5. Empirical Results in Klear-Reasoner and Impact on Reasoning

Integrating GPPO into Klear-Reasoner's RL fine-tuning led to measurable improvements in both exploration capacity and correction from negative feedback. Notably:

  • The model achieved 90.5% on AIME 2024, 83.2% on AIME 2025, 66.0% on LiveCodeBench V5, and 58.1% on LiveCodeBench V6 (Su et al., 11 Aug 2025).
  • Iterative ablations showed that models trained with GPPO-based RL demonstrated more robust performance on long-chain tasks and were less susceptible to premature convergence or mode collapse.
  • In the supervised fine-tuning phase, the model benefited from high-quality, but lower-coverage, training data.

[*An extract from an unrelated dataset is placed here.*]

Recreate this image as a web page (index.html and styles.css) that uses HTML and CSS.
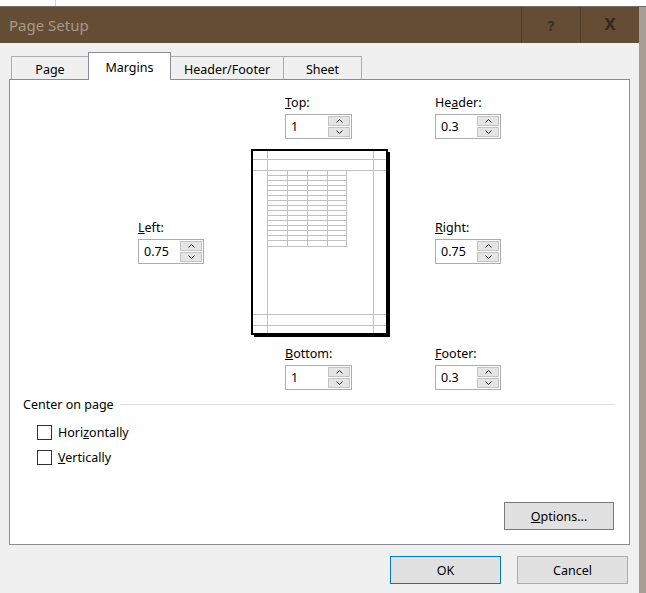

In combination with GPPO RL, this allowed superior exploration (thanks to retained gradients for exploratory actions) and robust correction (due to preserved feedback from negative samples).

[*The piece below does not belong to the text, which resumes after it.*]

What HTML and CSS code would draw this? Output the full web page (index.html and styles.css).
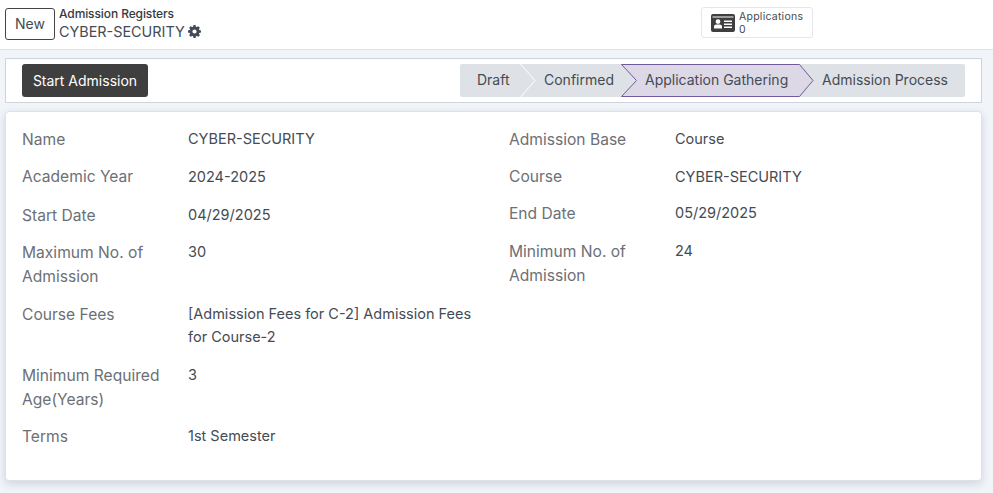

This indicates that GPPO is particularly effective when the learning environment is multimodal, reward landscapes are sparse or skewed, and exploration is otherwise prone to suppression under hard clipping.

6. Broader Theoretical and Algorithmic Context

The concept of preserving gradients at or beyond clipping boundaries is aligned with several recent trends in RL optimization:

  • Gradient-preserving or "soft" clipping variants—using smooth or capped gradients rather than binary truncations—are observed to improve sample efficiency and learning stability (Chen et al., 2022, Markowitz et al., 2023).
  • Analytical studies of clipping in nonconvex and stochastic settings have demonstrated that hard-clipped SGD introduces bias and can slow correction in the presence of persistent noise (Koloskova et al., 2023, Li et al., 2023). In GPPO, the controlled capping reduces this bias and accelerates convergence.
  • GPPO's stop-gradient decoupling retains the original trust-region behavior in expected policy divergence, while offering improved gradient coverage. This leads to more effective transfer of supervised fine-tuning to RL, especially on reasoning benchmarks that require discovering rare solution paths or correcting subtle errors.

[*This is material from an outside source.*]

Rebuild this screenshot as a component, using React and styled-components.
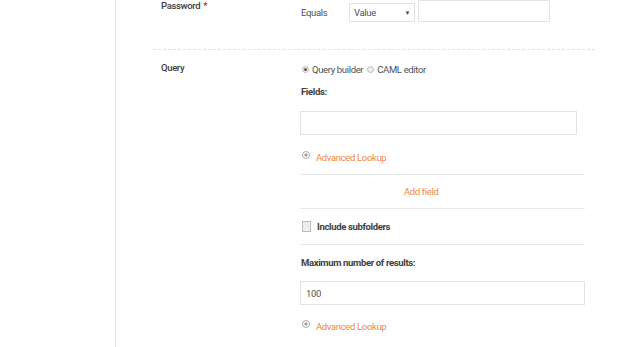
import React from 'react';
import styled, { createGlobalStyle } from 'styled-components';

const Global = createGlobalStyle`
    html, body {
        margin: 0;
        padding: 0;
        background: #fff;
    }
    body {
        font-family: Roboto, "Liberation Sans", Arial, sans-serif;
        font-size: 9.5px;
        letter-spacing: -0.35px;
        color: #505050;
    }
`;

const Page = styled.div`
    display: flex;
    width: 624px;
    height: 347px;
    overflow: hidden;
`;

const Sidebar = styled.div`
    width: 115px;
    flex-shrink: 0;
    border-right: 1px solid #e6e6e6;
`;

const Content = styled.div`
    margin-left: 37px;
    width: 442px;
`;

const Section = styled.div`
    display: flex;
    padding: ${p => p.$pad || '0'};
    border-bottom: ${p => p.$divided ? '1px dashed #e2e2e2' : 'none'};
`;

const Label = styled.div`
    width: 139px;
    padding-left: 8px;
    flex-shrink: 0;
    color: #3c3c3c;
    font-weight: 500;
    line-height: 12px;
`;

const Required = styled.span`
    color: #e5242a;
    font-weight: bold;
    margin-left: 3px;
`;

const Field = styled.div`
    width: 285px;
    display: flex;
    flex-direction: column;
`;

const FilterRow = styled.div`
    display: flex;
    align-items: center;
`;

const Equals = styled.span`
    margin-left: 1px;
    width: 48px;
`;

const Select = styled.div`
    width: 56px;
    height: 17px;
    border: 1px solid #e2e2e2;
    padding: 0 4px 0 4px;
    display: flex;
    align-items: center;
    justify-content: space-between;
`;

const Caret = styled.span`
    font-size: 6px;
    color: #444;
`;

const TextBox = styled.div`
    width: ${p => p.$w}px;
    height: ${p => p.$h || 22}px;
    border: 1px solid #e3e3e3;
    box-sizing: border-box;
    display: flex;
    align-items: center;
    padding-left: 5px;
    margin: ${p => p.$m || '0'};
`;

const RadioGroup = styled.div`
    display: flex;
    align-items: center;
    height: 14px;
    margin-left: 2px;
`;

const Radio = styled.span`
    width: 7px;
    height: 7px;
    border-radius: 50%;
    border: 1px solid #bbb;
    background: #eee;
    box-sizing: border-box;
    margin-right: 3px;
    display: inline-flex;
    align-items: center;
    justify-content: center;
    &::after {
        content: '';
        width: 3px;
        height: 3px;
        border-radius: 50%;
        background: ${p => p.$checked ? '#555' : 'transparent'};
    }
`;

const RadioText = styled.span`
    margin-right: 4px;
`;

const BoldLabel = styled.div`
    font-weight: bold;
    color: #404040;
    margin: ${p => p.$m || '0'};
    line-height: 12px;
`;

const LookupRow = styled.div`
    display: flex;
    align-items: center;
    height: 14px;
    margin: ${p => p.$m || '0'};
`;

const PlusSvg = styled.svg`
    margin: 0 6px 0 2px;
    position: relative;
    top: -2px;
`;

const Link = styled.span`
    color: #f0883c;
`;

const Block = styled.div`
    border-top: 1px solid #e8e8e8;
    height: ${p => p.$h}px;
    display: flex;
    align-items: center;
    padding-left: ${p => p.$indent || 0}px;
`;

const Checkbox = styled.span`
    width: 7px;
    height: 9px;
    border: 1px solid #bbb;
    background: #eee;
    margin: 0 6px 0 2px;
`;

const PlusIcon = () => (
    <PlusSvg width="8" height="8" viewBox="0 0 8 8">
        <circle cx="4" cy="4" r="3.5" fill="#fff" stroke="#aaa" strokeWidth="1" />
        <path d="M4 2.2v3.6M2.2 4h3.6" stroke="#777" strokeWidth="0.9" />
    </PlusSvg>
);

const Lookup = ({ m }) => (
    <LookupRow $m={m}>
        <PlusIcon />
        <Link>Advanced Lookup</Link>
    </LookupRow>
);

export default function App() {
    return (
        <Page>
            <Global />
            <Sidebar />
            <Content>
                <Section $divided $pad="0 0 27px">
                    <Label>
                        Password<Required>*</Required>
                    </Label>
                    <Field>
                        <FilterRow style={{ marginTop: 2 }}>
                            <Equals>Equals</Equals>
                            <Select>
                                Value <Caret>▼</Caret>
                            </Select>
                            <TextBox $w={132} $m="-2px 0 0 3px" />
                        </FilterRow>
                    </Field>
                </Section>
                <Section $pad="12px 0 0">
                    <Label>Query</Label>
                    <Field>
                        <RadioGroup>
                            <Radio $checked />
                            <RadioText>Query builder</RadioText>
                            <Radio />
                            <RadioText>CAML editor</RadioText>
                        </RadioGroup>
                        <BoldLabel $m="10px 0 0 1px">Fields:</BoldLabel>
                        <TextBox $w={277} $h={24} $m="13px 0 0" />
                        <Lookup m="15px 0 10px" />
                        <Block $h={33} $indent={104}>
                            <Link>Add field</Link>
                        </Block>
                        <Block $h={35}>
                            <Checkbox />
                            <BoldLabel>Include subfolders</BoldLabel>
                        </Block>
                        <Block $h={1} />
                        <BoldLabel $m="11px 0 0 1px">Maximum number of results:</BoldLabel>
                        <TextBox $w={285} $h={24} $m="12px 0 0">100</TextBox>
                        <Lookup m="14px 0 0" />
                    </Field>
                </Section>
            </Content>
        </Page>
    );
}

7. Summary Table: Hard Clipping vs. Gradient-Preserving Clipping

Feature Hard Clipping (PPO/GRPO) Gradient-Preserving (GPPO)
Gradient outside clip region Zeroed Capped at boundary value
Exploration signal Suppressed for high rtr_t Retained via nonzero gradient
Suboptimal correction Delayed, gradients masked Accelerated, preserved feedback
Forward loss Original trust-region surrogate Identical via stop-gradient
Empirical effect (Klear-Reasoner) Prone to premature convergence Enhanced reasoning, exploration

8. Conclusion

Gradient-Preserving Clipping Policy Optimization (GPPO) generalizes classical clipping in RL by preserving, rather than extinguishing, gradient signals outside the trust-region boundaries, using stop-gradient-based capping in the backward pass. This mechanism resolves critical shortcomings of prior approaches—namely, suppression of high-entropy exploratory actions and masking of negative feedback on suboptimal trajectories. Empirical evidence from Klear-Reasoner demonstrates substantial gains in mathematical and programmatic reasoning tasks, confirming that GPPO improves both exploration and learning efficiency without destabilizing training dynamics. GPPO’s theoretical underpinnings and practical realization mark it as a structurally significant advance in reinforcement learning optimization, especially for large-scale, chain-of-thought reasoning models (Su et al., 11 Aug 2025).